**EXERCISE DESCRIPTION**
Find each line with "page" and copy it.

**DATA SUPPLIED**

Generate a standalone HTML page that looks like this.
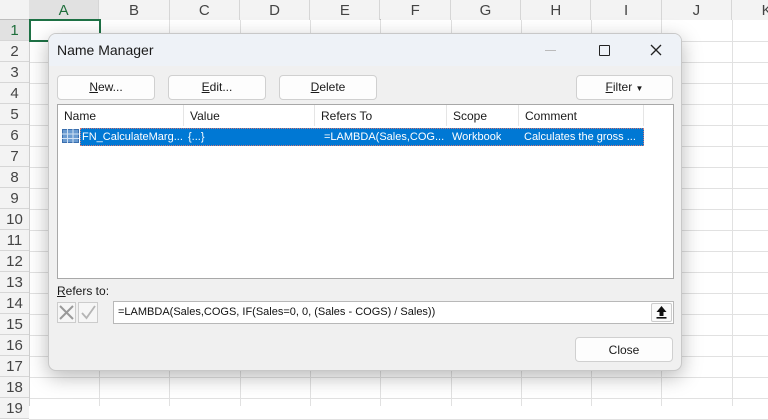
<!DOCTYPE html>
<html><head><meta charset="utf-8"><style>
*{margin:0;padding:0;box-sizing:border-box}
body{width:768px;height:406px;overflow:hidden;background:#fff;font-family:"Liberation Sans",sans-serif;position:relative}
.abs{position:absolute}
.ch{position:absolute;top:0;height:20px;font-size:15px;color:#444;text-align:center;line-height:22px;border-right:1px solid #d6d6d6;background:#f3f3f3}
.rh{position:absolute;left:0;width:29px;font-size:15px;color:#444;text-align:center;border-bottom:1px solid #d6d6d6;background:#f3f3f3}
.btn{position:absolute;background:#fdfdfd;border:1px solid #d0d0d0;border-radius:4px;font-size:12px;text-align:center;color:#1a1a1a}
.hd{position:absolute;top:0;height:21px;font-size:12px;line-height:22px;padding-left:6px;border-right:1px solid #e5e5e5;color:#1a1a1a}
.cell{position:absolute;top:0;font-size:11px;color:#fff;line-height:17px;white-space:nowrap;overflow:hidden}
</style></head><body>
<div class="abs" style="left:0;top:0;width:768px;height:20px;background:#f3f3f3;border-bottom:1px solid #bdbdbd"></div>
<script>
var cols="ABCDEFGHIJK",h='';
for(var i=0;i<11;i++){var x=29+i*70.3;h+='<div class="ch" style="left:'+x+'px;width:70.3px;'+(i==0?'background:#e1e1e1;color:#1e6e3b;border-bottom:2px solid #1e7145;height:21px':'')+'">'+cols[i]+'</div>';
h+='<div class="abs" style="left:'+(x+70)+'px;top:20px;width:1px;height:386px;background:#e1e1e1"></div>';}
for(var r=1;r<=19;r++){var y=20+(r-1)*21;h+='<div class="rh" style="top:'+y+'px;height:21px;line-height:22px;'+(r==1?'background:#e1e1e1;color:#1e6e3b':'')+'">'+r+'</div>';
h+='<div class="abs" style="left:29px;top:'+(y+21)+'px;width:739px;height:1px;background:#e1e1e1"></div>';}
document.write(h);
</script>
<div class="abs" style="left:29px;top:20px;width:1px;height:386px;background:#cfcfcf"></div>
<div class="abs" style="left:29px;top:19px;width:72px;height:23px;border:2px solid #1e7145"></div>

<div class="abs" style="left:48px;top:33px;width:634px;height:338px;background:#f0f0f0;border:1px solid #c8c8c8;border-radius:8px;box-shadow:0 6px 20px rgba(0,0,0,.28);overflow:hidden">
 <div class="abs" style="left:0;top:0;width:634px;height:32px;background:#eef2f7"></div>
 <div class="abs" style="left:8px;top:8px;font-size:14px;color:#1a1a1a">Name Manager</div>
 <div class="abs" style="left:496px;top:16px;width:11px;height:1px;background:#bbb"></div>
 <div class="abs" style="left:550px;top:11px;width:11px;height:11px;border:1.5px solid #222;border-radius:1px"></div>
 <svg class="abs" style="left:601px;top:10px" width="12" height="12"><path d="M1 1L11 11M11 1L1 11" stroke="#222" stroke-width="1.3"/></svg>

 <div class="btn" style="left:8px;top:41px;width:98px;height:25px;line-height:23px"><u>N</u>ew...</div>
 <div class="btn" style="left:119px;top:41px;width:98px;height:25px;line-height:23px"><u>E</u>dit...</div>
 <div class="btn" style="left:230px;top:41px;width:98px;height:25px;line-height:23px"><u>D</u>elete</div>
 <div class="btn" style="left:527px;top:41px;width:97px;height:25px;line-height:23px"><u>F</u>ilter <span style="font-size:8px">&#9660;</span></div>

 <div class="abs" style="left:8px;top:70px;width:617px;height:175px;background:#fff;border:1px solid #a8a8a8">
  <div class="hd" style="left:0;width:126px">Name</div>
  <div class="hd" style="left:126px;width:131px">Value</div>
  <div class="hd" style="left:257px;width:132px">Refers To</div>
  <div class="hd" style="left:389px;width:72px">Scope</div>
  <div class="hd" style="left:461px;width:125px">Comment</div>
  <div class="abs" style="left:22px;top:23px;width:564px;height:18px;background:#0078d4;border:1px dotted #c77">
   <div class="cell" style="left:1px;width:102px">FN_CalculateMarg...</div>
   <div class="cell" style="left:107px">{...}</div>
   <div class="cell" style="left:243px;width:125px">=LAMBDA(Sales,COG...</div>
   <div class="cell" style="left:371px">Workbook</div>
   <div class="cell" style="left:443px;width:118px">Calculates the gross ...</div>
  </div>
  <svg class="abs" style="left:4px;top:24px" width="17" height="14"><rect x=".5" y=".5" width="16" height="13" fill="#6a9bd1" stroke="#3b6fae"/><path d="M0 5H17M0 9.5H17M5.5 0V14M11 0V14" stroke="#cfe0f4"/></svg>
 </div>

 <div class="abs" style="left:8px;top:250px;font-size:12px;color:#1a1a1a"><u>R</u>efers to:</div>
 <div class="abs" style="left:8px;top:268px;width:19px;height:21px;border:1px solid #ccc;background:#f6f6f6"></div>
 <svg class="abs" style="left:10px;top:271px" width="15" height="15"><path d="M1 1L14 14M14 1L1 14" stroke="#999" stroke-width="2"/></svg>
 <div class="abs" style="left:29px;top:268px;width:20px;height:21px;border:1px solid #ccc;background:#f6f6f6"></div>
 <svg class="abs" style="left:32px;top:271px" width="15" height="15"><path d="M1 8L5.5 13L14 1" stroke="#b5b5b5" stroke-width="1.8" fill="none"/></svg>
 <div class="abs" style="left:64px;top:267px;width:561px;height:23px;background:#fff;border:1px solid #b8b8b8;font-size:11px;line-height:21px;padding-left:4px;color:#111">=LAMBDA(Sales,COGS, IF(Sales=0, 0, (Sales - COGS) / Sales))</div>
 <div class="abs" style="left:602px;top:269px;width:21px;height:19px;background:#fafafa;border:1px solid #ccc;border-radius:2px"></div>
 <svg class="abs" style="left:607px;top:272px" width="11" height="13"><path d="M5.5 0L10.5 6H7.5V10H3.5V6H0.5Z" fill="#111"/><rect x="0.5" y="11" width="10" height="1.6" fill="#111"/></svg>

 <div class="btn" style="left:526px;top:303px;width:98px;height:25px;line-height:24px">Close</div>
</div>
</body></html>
==
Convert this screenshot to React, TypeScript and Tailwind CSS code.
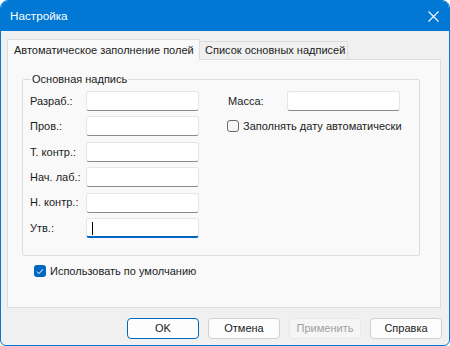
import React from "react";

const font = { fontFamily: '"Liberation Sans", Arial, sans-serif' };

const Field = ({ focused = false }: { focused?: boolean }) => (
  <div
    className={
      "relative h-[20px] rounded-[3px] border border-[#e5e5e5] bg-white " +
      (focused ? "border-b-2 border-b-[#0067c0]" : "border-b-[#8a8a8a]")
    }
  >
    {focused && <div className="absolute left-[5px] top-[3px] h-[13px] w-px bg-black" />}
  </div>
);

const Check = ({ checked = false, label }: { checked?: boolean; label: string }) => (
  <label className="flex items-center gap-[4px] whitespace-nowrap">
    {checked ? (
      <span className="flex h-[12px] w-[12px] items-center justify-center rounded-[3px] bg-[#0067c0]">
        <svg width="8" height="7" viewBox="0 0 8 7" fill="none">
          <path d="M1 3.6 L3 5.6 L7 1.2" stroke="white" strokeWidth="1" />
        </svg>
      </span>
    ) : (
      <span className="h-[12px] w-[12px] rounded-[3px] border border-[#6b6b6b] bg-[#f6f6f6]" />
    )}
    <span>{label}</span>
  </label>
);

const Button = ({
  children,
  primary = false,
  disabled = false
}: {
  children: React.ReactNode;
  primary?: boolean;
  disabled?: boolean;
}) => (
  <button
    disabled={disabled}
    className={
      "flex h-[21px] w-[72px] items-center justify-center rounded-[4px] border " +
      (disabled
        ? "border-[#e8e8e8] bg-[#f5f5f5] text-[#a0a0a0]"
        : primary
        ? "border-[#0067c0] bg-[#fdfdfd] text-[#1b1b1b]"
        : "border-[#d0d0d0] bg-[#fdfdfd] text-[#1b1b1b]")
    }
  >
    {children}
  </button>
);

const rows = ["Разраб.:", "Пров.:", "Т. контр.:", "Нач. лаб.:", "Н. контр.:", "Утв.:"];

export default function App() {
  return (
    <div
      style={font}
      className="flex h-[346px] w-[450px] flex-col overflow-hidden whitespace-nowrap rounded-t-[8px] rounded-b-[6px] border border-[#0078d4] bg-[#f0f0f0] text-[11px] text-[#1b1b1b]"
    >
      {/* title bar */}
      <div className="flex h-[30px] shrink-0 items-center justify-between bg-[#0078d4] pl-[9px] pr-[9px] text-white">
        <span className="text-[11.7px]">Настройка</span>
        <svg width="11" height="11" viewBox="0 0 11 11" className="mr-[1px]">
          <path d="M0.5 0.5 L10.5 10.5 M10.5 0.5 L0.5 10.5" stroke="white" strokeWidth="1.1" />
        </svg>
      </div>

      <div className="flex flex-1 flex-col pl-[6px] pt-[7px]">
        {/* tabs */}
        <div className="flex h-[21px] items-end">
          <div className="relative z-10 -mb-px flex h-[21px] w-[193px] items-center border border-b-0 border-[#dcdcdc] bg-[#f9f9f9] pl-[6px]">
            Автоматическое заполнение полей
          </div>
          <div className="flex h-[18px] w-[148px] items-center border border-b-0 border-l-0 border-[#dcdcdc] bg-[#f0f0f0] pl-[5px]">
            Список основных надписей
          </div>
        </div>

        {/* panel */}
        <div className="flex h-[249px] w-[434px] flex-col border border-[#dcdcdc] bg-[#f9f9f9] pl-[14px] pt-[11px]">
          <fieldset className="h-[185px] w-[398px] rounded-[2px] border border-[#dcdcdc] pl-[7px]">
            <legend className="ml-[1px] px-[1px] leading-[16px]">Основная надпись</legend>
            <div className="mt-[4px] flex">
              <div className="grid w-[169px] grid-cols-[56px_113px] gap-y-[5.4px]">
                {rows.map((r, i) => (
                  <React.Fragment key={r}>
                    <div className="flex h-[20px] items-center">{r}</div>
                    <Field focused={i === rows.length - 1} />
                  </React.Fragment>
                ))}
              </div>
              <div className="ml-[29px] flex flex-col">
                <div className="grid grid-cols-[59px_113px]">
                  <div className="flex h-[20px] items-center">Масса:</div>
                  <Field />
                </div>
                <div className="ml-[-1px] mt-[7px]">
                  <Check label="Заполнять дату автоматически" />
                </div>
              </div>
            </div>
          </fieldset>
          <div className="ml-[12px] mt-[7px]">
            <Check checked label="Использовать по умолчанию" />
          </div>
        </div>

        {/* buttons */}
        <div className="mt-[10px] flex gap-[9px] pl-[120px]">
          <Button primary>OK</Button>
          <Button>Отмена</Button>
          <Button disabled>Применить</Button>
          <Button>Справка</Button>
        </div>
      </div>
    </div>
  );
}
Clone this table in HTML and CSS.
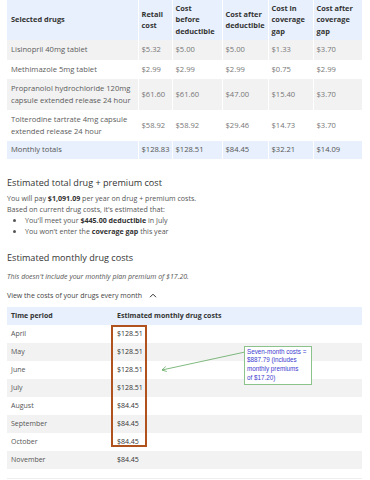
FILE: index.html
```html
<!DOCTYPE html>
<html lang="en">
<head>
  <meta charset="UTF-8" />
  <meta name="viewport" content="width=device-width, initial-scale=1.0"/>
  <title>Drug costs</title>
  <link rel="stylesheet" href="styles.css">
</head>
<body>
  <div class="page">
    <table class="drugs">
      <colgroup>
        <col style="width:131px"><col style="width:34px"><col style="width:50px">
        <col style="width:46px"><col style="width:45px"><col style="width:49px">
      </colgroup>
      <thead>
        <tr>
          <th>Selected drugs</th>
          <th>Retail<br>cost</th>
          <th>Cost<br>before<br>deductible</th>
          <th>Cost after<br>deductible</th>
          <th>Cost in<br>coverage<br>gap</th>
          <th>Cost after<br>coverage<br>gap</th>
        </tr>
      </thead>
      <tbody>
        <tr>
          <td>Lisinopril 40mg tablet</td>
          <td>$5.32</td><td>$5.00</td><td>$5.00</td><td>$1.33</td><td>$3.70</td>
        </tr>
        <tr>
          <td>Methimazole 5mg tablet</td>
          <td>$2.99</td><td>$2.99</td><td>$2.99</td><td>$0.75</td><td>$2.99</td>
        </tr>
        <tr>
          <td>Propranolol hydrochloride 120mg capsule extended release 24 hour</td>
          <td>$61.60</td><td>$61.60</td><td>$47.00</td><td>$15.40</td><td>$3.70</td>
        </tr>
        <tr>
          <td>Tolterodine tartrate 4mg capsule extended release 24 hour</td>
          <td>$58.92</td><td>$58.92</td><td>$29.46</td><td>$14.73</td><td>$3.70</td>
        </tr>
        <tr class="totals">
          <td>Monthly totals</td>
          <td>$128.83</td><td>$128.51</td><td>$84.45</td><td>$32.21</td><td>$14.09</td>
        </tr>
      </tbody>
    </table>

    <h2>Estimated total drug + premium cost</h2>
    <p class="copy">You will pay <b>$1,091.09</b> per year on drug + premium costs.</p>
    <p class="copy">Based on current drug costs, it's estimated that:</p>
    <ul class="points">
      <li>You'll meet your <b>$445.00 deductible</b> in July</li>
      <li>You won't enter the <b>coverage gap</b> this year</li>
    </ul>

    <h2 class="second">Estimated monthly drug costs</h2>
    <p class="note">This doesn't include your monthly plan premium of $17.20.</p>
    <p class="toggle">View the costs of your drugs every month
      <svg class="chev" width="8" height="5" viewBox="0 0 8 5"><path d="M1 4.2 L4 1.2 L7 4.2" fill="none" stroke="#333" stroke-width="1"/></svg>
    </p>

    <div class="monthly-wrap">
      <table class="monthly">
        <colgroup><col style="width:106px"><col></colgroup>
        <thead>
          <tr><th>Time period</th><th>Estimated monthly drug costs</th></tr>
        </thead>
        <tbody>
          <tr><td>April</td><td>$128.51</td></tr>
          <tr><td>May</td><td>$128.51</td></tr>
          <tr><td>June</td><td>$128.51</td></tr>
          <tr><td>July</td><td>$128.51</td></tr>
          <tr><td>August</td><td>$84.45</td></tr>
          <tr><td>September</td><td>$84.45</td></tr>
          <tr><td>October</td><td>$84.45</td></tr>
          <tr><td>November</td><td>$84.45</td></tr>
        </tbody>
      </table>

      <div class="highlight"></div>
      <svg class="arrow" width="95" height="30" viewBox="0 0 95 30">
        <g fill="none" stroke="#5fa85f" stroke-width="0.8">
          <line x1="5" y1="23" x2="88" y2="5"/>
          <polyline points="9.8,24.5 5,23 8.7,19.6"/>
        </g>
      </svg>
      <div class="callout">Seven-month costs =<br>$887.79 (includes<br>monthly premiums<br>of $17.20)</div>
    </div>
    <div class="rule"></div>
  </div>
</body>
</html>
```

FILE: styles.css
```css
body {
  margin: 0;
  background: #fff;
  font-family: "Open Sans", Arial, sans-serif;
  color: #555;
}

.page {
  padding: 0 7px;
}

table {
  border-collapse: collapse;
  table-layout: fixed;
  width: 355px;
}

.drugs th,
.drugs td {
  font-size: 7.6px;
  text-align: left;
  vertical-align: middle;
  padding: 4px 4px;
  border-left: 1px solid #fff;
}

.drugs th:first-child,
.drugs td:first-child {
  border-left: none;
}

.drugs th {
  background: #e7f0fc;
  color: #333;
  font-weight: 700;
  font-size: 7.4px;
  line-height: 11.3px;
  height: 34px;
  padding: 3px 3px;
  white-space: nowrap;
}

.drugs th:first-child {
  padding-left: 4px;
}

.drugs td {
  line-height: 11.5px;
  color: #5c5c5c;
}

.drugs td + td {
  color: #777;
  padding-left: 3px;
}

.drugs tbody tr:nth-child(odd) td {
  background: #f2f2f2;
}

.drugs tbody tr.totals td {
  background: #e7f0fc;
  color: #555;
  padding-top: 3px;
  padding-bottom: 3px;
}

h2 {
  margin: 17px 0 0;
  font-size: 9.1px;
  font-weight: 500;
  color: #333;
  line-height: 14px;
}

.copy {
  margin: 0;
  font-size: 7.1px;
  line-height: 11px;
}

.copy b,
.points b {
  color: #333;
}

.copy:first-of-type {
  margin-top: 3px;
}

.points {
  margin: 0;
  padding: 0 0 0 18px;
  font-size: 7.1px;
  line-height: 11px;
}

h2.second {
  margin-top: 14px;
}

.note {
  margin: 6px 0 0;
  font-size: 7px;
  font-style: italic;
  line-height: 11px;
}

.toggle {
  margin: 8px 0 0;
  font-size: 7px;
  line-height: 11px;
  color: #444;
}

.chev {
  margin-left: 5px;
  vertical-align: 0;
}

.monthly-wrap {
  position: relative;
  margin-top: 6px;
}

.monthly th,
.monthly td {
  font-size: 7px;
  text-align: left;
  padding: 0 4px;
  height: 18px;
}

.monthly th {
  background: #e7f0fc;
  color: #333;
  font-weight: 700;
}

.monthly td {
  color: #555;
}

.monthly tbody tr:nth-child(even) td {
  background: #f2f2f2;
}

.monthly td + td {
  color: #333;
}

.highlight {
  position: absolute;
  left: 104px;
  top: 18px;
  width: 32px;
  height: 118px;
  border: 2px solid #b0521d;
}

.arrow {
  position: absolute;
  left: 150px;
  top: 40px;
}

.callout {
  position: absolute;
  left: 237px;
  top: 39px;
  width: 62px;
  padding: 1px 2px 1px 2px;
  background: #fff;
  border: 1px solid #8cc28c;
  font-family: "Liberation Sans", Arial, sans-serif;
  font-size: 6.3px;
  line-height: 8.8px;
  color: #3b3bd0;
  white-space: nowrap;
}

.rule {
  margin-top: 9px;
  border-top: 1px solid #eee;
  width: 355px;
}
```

**RESPONSE TO THE TASK**
Generate a standalone HTML page that looks like this.
  <div class="page">
.page {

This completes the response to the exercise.